But economics has in fact made profound contributions to our understanding of how society functions. Nobody has done a better job of bringing its story to life than Sylvia Nasar. Launching into her narrative via Charles Dickens and Jane Austen rather than Adam Smith and David Ricardo, she shows how some of the most important ideas of modern times came together in London in the mid-19th century, as Britain entered an era of unprecedented economic growth — the first time in human history that the living standards of average people began to rise significantly. The key insight around which the book revolves is that business productivity drives economic and societal improvement, and the book’s narrative shows us how an idea like that can be developed, debated, and accepted over the decades as empirical evidence mounts and the scholarly consensus builds.
Along the way, Nasar rights some perceptual wrongs of conventional economic history. One hero of the tale is British economist Alfred Marshall (1842–1924), who hasn’t always gotten the respect he deserves. Grand Pursuit reveals what Karl Marx was wrong about (practically everything) and why (intellectual laziness); it paints rich portraits of neglected thinkers such as prototypical feminist Beatrice Webb (1858–1943), who formulated the idea of the social safety net in the 1890s, and American economist Irving Fisher (1867–1947), who presciently discovered portfolio theory, countercyclical monetary policy, and index numbers, as well as inventing the Rolodex and founding the company that became Remington Rand. Nasar also provides carefully reported assessments of the achievements of such better-known economists as John Maynard Keynes, Friedrich August von Hayek, and — the last in her line of profiles — Amartya Sen, whose work she sees as pointing to new directions for the field.

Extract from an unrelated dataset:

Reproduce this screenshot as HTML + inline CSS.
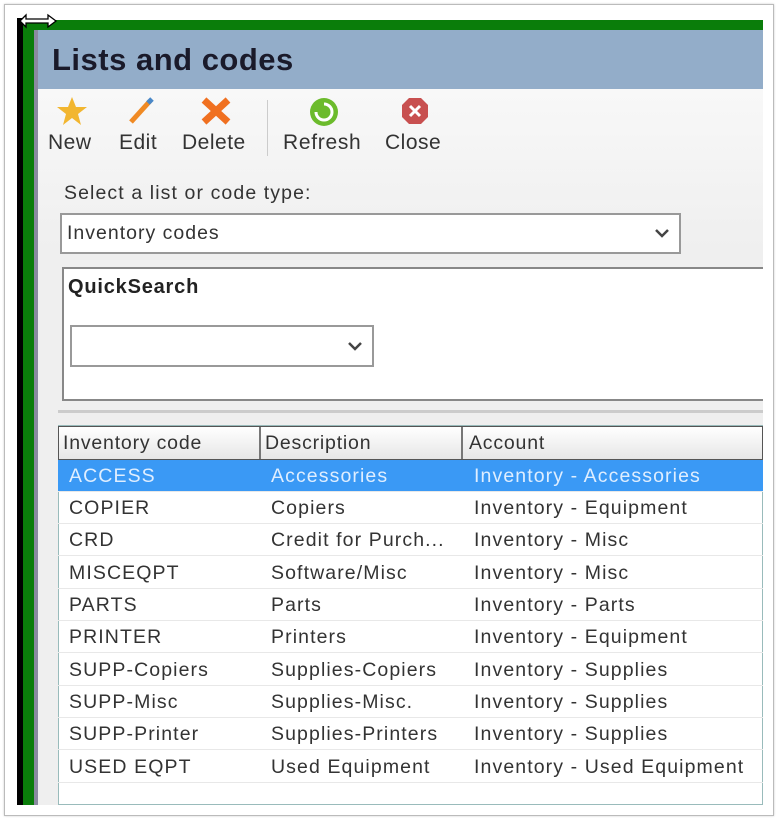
<!DOCTYPE html>
<html><head><style>
*{margin:0;padding:0;box-sizing:border-box}
body{width:778px;height:820px;background:#fff;position:relative;overflow:hidden;font-family:"Liberation Sans","DejaVu Sans",sans-serif;color:#222}
.a{position:absolute}
.frame{left:4px;top:4px;width:770px;height:812px;border:1px solid #bbb;box-shadow:0 0 2px #ccc}
.t{position:absolute;white-space:nowrap}
.row{position:absolute;left:58px;width:705px;height:32px;border-bottom:1px solid #e8e8e8;font-size:19.5px;line-height:32px;color:#333;letter-spacing:1.1px}
.row span{position:absolute;top:0}
</style></head><body>
<div class="a frame"></div>
<div class="a" style="left:17px;top:18px;width:6px;height:787px;background:#000"></div>
<div class="a" style="left:23px;top:20px;width:740px;height:10px;background:#0a7d0a"></div>
<div class="a" style="left:23px;top:20px;width:11px;height:785px;background:#0a7d0a"></div>
<div class="a" style="left:34px;top:30px;width:4px;height:775px;background:#8a8aa0"></div>
<div class="a" style="left:38px;top:30px;width:725px;height:59px;background:#93adc9"></div>
<div class="t" style="left:52px;top:42px;font-size:31px;font-weight:bold;color:#1a1a2a;letter-spacing:0.5px">Lists and codes</div>
<div class="a" style="left:38px;top:89px;width:725px;height:716px;background:linear-gradient(#f8f8f8,#efefef 160px,#efefef)"></div>
<svg class="a" style="left:55px;top:96px" width="34" height="30" viewBox="0 0 34 30"><polygon points="17,1 21,11 32,11 23,18 26,29 17,22 8,29 11,18 2,11 13,11" fill="#f2b630"/></svg>
<svg class="a" style="left:126px;top:96px" width="30" height="30"><line x1="5" y1="26" x2="24" y2="5" stroke="#f08a24" stroke-width="5"/><line x1="22" y1="7" x2="26" y2="3" stroke="#4a88c8" stroke-width="5"/></svg>
<svg class="a" style="left:200px;top:96px" width="32" height="30"><path d="M4 4L28 26M28 4L4 26" stroke="#f07020" stroke-width="7"/></svg>
<div class="a" style="left:267px;top:100px;width:1px;height:56px;background:#ccc"></div>
<svg class="a" style="left:306px;top:95px" width="36" height="32"><circle cx="18" cy="17" r="14" fill="#6cbb2c"/><path d="M18 9a8 8 0 1 1-8 8" stroke="#fff" stroke-width="3" fill="none"/></svg>
<svg class="a" style="left:400px;top:96px" width="30" height="30"><polygon points="9,2 21,2 28,9 28,21 21,28 9,28 2,21 2,9" fill="#c85050"/><path d="M10 10L20 20M20 10L10 20" stroke="#fff" stroke-width="3"/></svg>
<div class="t" style="left:48px;top:131px;font-size:21px;color:#333;letter-spacing:0.5px">New</div>
<div class="t" style="left:119px;top:131px;font-size:21px;color:#333;letter-spacing:0.5px">Edit</div>
<div class="t" style="left:182px;top:131px;font-size:21px;color:#333;letter-spacing:0.5px">Delete</div>
<div class="t" style="left:283px;top:131px;font-size:21px;color:#333;letter-spacing:0.7px">Refresh</div>
<div class="t" style="left:385px;top:131px;font-size:21px;color:#333;letter-spacing:0.5px">Close</div>
<div class="t" style="left:64px;top:182px;font-size:19.5px;color:#333;letter-spacing:1.1px">Select a list or code type:</div>
<div class="a" style="left:60px;top:213px;width:621px;height:41px;background:#fff;border:2px solid #999"></div>
<div class="t" style="left:67px;top:222px;font-size:19.5px;color:#333;letter-spacing:1px">Inventory codes</div>
<svg class="a" style="left:654px;top:227px" width="16" height="12"><path d="M2 3L8 9L14 3" stroke="#444" stroke-width="2.5" fill="none"/></svg>
<div class="a" style="left:62px;top:267px;width:701px;height:134px;background:#fff;border:2px solid #888;border-right:none"></div>
<div class="t" style="left:68px;top:276px;font-size:20px;font-weight:bold;color:#222;letter-spacing:0.8px">QuickSearch</div>
<div class="a" style="left:70px;top:325px;width:304px;height:42px;background:#fff;border:2px solid #999"></div>
<svg class="a" style="left:347px;top:340px" width="16" height="12"><path d="M2 3L8 9L14 3" stroke="#444" stroke-width="2.5" fill="none"/></svg>
<div class="a" style="left:58px;top:410px;width:705px;height:3px;background:#ccc"></div>
<div class="a" style="left:58px;top:425px;width:705px;height:380px;background:#fff;border:1px solid #9bb"></div>
<div class="a" style="left:58px;top:426px;width:705px;height:34px;background:linear-gradient(#fff,#e6e6e6);border:1px solid #555;font-size:19.5px;line-height:32px;color:#333;letter-spacing:0.8px">
<span class="t" style="left:4px">Inventory code</span>
<span class="a" style="left:200px;top:0;width:2px;height:32px;background:#777"></span>
<span class="t" style="left:206px">Description</span>
<span class="a" style="left:402px;top:0;width:2px;height:32px;background:#777"></span>
<span class="t" style="left:410px">Account</span>
</div>
<div class="row" style="top:460px;background:#3a99f5;color:#dfeeff"><span style="left:11px">ACCESS</span><span style="left:213px">Accessories</span><span style="left:416px">Inventory - Accessories</span></div>
<div class="row" style="top:492px"><span style="left:11px">COPIER</span><span style="left:213px">Copiers</span><span style="left:416px">Inventory - Equipment</span></div>
<div class="row" style="top:524px"><span style="left:11px">CRD</span><span style="left:213px">Credit for Purch...</span><span style="left:416px">Inventory - Misc</span></div>
<div class="row" style="top:557px"><span style="left:11px">MISCEQPT</span><span style="left:213px">Software/Misc</span><span style="left:416px">Inventory - Misc</span></div>
<div class="row" style="top:589px"><span style="left:11px">PARTS</span><span style="left:213px">Parts</span><span style="left:416px">Inventory - Parts</span></div>
<div class="row" style="top:621px"><span style="left:11px">PRINTER</span><span style="left:213px">Printers</span><span style="left:416px">Inventory - Equipment</span></div>
<div class="row" style="top:654px"><span style="left:11px">SUPP-Copiers</span><span style="left:213px">Supplies-Copiers</span><span style="left:416px">Inventory - Supplies</span></div>
<div class="row" style="top:686px"><span style="left:11px">SUPP-Misc</span><span style="left:213px">Supplies-Misc.</span><span style="left:416px">Inventory - Supplies</span></div>
<div class="row" style="top:718px"><span style="left:11px">SUPP-Printer</span><span style="left:213px">Supplies-Printers</span><span style="left:416px">Inventory - Supplies</span></div>
<div class="row" style="top:751px"><span style="left:11px">USED EQPT</span><span style="left:213px">Used Equipment</span><span style="left:416px">Inventory - Used Equipment</span></div>
<svg class="a" style="left:18px;top:13px" width="40" height="16"><path d="M2 8L8 2V6H30V2L38 8L30 14V10H8V14Z" fill="#fff" stroke="#000" stroke-width="1.3"/></svg>
</body></html>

In Nasar’s view, economics has progressed to the point where it can explain definitively how to avoid the kinds of economic catastrophes that produced the Great Depression. All the nations that have grown steadily in recent years, she believes, are following the basic economic playbook that began to take shape as Marshall visited the factories of Britain’s Industrial Revolution, whereas countries that ignore those lessons are doomed to failure. But the dismal science has less to say about how to balance the roles of governments and markets or how to determine the optimal level of taxation. As examples, she cites the United States and Sweden, two countries with very different policy and fiscal profiles, but very similar — and enviable — standards of living.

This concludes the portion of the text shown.